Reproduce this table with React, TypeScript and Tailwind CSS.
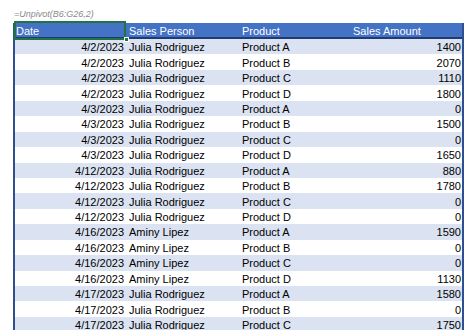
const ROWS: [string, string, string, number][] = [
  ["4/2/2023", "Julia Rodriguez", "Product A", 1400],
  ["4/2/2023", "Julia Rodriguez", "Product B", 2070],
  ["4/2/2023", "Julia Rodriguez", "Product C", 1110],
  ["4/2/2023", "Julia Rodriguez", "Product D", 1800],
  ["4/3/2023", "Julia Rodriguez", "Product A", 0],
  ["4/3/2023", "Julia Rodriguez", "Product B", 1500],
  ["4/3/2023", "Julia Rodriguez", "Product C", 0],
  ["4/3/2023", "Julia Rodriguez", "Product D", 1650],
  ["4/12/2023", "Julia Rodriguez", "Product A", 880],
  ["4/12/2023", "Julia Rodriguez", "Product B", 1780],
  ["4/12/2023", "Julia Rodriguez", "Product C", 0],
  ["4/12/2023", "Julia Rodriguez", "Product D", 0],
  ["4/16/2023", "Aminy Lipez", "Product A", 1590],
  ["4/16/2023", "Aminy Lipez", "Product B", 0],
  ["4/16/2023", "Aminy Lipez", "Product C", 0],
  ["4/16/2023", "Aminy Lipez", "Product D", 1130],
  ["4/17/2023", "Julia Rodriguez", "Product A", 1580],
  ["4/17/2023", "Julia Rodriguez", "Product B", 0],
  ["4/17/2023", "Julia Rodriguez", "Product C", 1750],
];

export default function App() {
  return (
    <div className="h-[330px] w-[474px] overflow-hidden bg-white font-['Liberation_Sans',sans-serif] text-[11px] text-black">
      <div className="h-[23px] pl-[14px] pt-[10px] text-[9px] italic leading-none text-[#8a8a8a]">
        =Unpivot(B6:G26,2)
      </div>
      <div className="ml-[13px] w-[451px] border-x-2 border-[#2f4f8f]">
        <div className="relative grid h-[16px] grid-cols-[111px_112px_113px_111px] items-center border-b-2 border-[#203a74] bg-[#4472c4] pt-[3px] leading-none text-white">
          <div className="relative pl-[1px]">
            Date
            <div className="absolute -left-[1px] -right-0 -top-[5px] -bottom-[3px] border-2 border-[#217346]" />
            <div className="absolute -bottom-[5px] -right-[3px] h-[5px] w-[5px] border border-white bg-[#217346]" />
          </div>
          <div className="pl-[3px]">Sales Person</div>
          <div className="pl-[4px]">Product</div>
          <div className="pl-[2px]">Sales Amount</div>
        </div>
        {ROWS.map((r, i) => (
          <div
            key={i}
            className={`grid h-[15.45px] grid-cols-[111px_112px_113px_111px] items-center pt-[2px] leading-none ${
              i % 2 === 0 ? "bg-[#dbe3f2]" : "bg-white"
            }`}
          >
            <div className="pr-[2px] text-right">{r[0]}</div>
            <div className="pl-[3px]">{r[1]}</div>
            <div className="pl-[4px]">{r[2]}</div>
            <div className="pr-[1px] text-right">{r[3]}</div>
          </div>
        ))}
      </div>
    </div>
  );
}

——————————

◆ Task description
Leave the pictures out, and print every line of the listing exactly as written.

◆ Reply
Reproduce this table with React, TypeScript and Tailwind CSS.
const ROWS: [string, string, string, number][] = [
  ["4/2/2023", "Julia Rodriguez", "Product A", 1400],
  ["4/2/2023", "Julia Rodriguez", "Product B", 2070],
  ["4/2/2023", "Julia Rodriguez", "Product C", 1110],
  ["4/2/2023", "Julia Rodriguez", "Product D", 1800],
  ["4/3/2023", "Julia Rodriguez", "Product A", 0],
  ["4/3/2023", "Julia Rodriguez", "Product B", 1500],
  ["4/3/2023", "Julia Rodriguez", "Product C", 0],
  ["4/3/2023", "Julia Rodriguez", "Product D", 1650],
  ["4/12/2023", "Julia Rodriguez", "Product A", 880],
  ["4/12/2023", "Julia Rodriguez", "Product B", 1780],
  ["4/12/2023", "Julia Rodriguez", "Product C", 0],
  ["4/12/2023", "Julia Rodriguez", "Product D", 0],
  ["4/16/2023", "Aminy Lipez", "Product A", 1590],
  ["4/16/2023", "Aminy Lipez", "Product B", 0],
  ["4/16/2023", "Aminy Lipez", "Product C", 0],
  ["4/16/2023", "Aminy Lipez", "Product D", 1130],
  ["4/17/2023", "Julia Rodriguez", "Product A", 1580],
  ["4/17/2023", "Julia Rodriguez", "Product B", 0],
  ["4/17/2023", "Julia Rodriguez", "Product C", 1750],
];

export default function App() {
  return (
    <div className="h-[330px] w-[474px] overflow-hidden bg-white font-['Liberation_Sans',sans-serif] text-[11px] text-black">
      <div className="h-[23px] pl-[14px] pt-[10px] text-[9px] italic leading-none text-[#8a8a8a]">
        =Unpivot(B6:G26,2)
      </div>
      <div className="ml-[13px] w-[451px] border-x-2 border-[#2f4f8f]">
        <div className="relative grid h-[16px] grid-cols-[111px_112px_113px_111px] items-center border-b-2 border-[#203a74] bg-[#4472c4] pt-[3px] leading-none text-white">
          <div className="relative pl-[1px]">
            Date
            <div className="absolute -left-[1px] -right-0 -top-[5px] -bottom-[3px] border-2 border-[#217346]" />
            <div className="absolute -bottom-[5px] -right-[3px] h-[5px] w-[5px] border border-white bg-[#217346]" />
          </div>
          <div className="pl-[3px]">Sales Person</div>
          <div className="pl-[4px]">Product</div>
          <div className="pl-[2px]">Sales Amount</div>
        </div>
        {ROWS.map((r, i) => (
          <div
            key={i}
            className={`grid h-[15.45px] grid-cols-[111px_112px_113px_111px] items-center pt-[2px] leading-none ${
              i % 2 === 0 ? "bg-[#dbe3f2]" : "bg-white"
            }`}
          >
            <div className="pr-[2px] text-right">{r[0]}</div>
            <div className="pl-[3px]">{r[1]}</div>
            <div className="pl-[4px]">{r[2]}</div>
            <div className="pr-[1px] text-right">{r[3]}</div>
          </div>
        ))}
      </div>
    </div>
  );
}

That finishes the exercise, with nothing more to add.